After a closer inspection, however, I was surprised at how difficult the transition is turning out to be. Research reveals that the country is actually struggling with polluting less and encouraging electricity efficiency. From 2009 to 2013, greenhouse gas emissions increased by 4.2% despite the expansion of renewables. [3] And in the first half of 2013, coal consumption went up by enormous 8%. [4] Experts call this phenomenon the Energiewende-Paradox: a linkage between clean energy and climate-killing fossil fuel consumption. To remain economically competitive and shift from fossil and nuclear energy to renewables at the same time seems to be much harder than we thought.
So what will it take for Germany to emerge as a successful world prototype that can help get the global energy revolution off the ground? Well, like all electrical grids, Germany’s current grid must continually match power production to consumption. But how can you maintain a reliable power supply while incorporating electricity from erratic sources such as solar and wind? It becomes obvious that the unexpected rise in fossil fuel consumption was not primarily caused by the abrupt reactor shutdown, but by the fluctuation of renewables together with Germany’s storage problem. If wind parks generate too little power, energy suppliers have to start up coal or gas power plants on short notice, which is both inefficient and damaging to the environment. If there’s too much power, it forces energy farms to quickly shut down to not overload the system. What is too little or too much depends on the fluctuating demand from factories, offices and homes.

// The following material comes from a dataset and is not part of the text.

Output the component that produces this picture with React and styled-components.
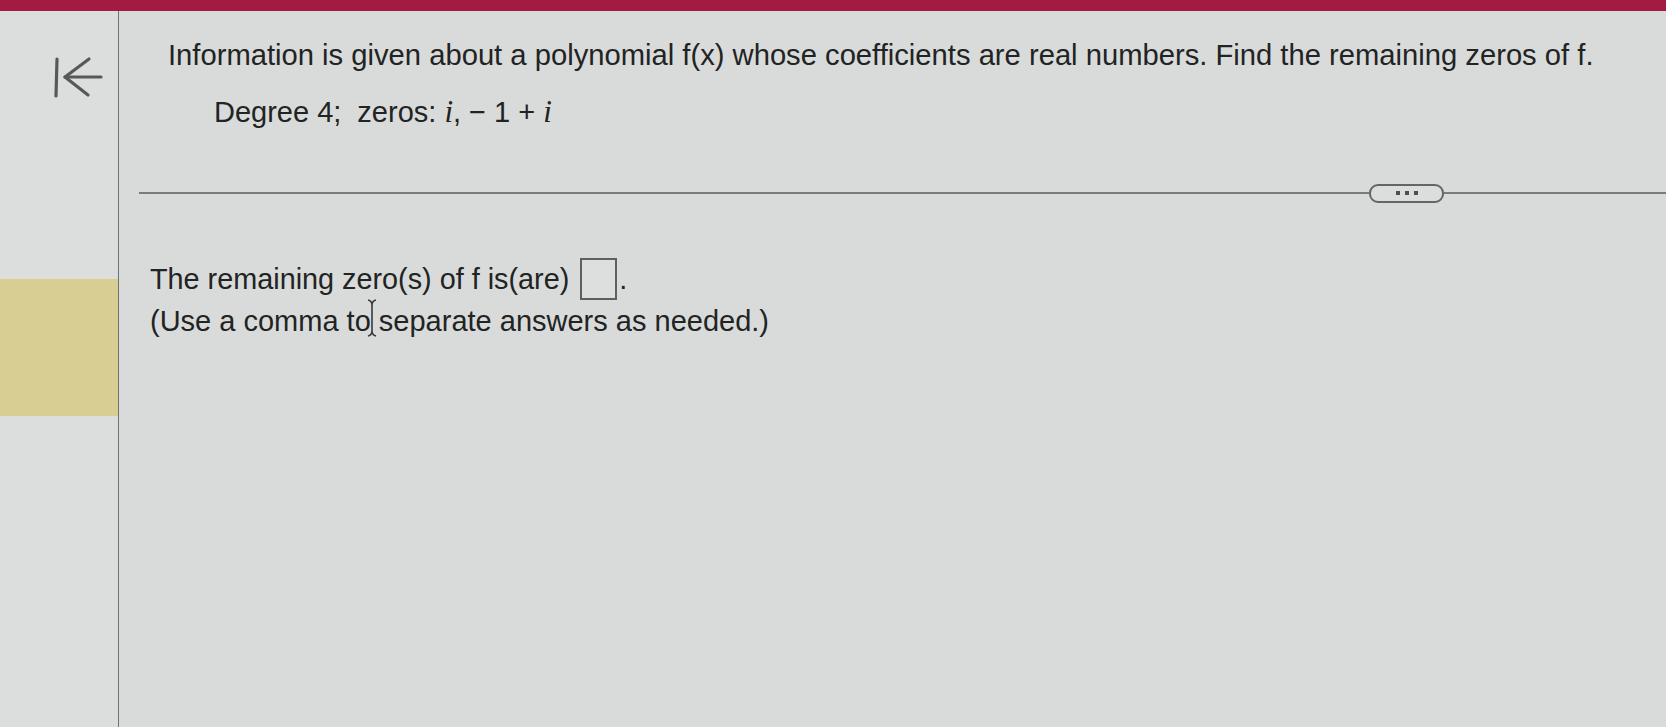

At the moment, Germany has to overcome two major hurdles. Its infrastructure has a limited ability to monitor and transmit power from one region to another and it has no energy-storage facilities beyond a handful of small pumped storage plants. The country’s newest plan to expand the grid and install smarter technologies is a first step to better balance electricity fluctuations. In the future, three high-capacity transmission lines will transport more power from north to south and connect the strongest economic regions with new energy parks. The installation of sensors and controls will help to monitor electricity use and detect problems instantly.
Due to extreme weather changes though, the expansion and modernisation of infrastructure will not be enough to fully balance supply and demand. But if Germany can’t smooth electricity fluctuations or massively increase storage capacity, clean energy supply will never adapt to consumer behaviour. And that’s exactly where the problem lies. Germany’s electrical grid and its fossil fuelled power plants were designed for peak consumption, but not solar and wind parks. It’s time to turn the tables and align demand with supply. We have to change the way we consume energy. And the best way to achieve this is to change the way we pay for energy.
Currently, most German households pay a standard price for their electricity. But instead of a standard rate, they have to be charged with real-time prices, depending on the respective production of renewable energies. By encouraging them to adapt their energy use, Germany could transform its centrally controlled grid into a decentralised self-adjusting system. For George Pappas, a professor of electrical and systems engineering at the University of Pennsylvania, applications of swarm intelligence would be a perfect fit. [5] Based on collected data from connected devices, a swarm algorithm could calculate the exact energy demand of a household or factory and automatically minimise costs by adjusting consumption.
But a swarm algorithm would not only mean that power-hungry devices turn on or off as the energy supply rises or falls. It also encourages people to store electricity on a small-scale when the price is low and purchase it at a surplus. Following the same principle as exchange rate arbitrage, it stabilises the price for electricity. Appropriate facilities are for example MIT’s improved liquid metal batteries, Tesla’s new Powerwall home batteries, electric cars, and other devices with plug-in batteries. Billions of self-organising devices would become a smart ecosystem and naturally align a country’s demand with its clean supply.
To facilitate the smart grid transformation, millions of devices have to have the ability to monitor real-time prices, communicate with each other and self-adjust to power production. To put it another way, the Internet of Things is the missing ingredient for the energy revolution. Scientists have already come up with a number of low-power communication protocols such as Bluetooth ACL, Zigbee and other IPv6 based standards to network devices to the Internet. And companies have just started to apply them to the grid. The Canadian start-up REGEN Energy for example uses ZigBee to reduce energy consumption by mimicking the swarm behaviour of bees. To maximise collective efficiency, wireless controllers study the power cycles of each appliance and negotiate the best times to turn equipment on and off. Many more start-ups and bigger players will follow. And Germany should leverage off that.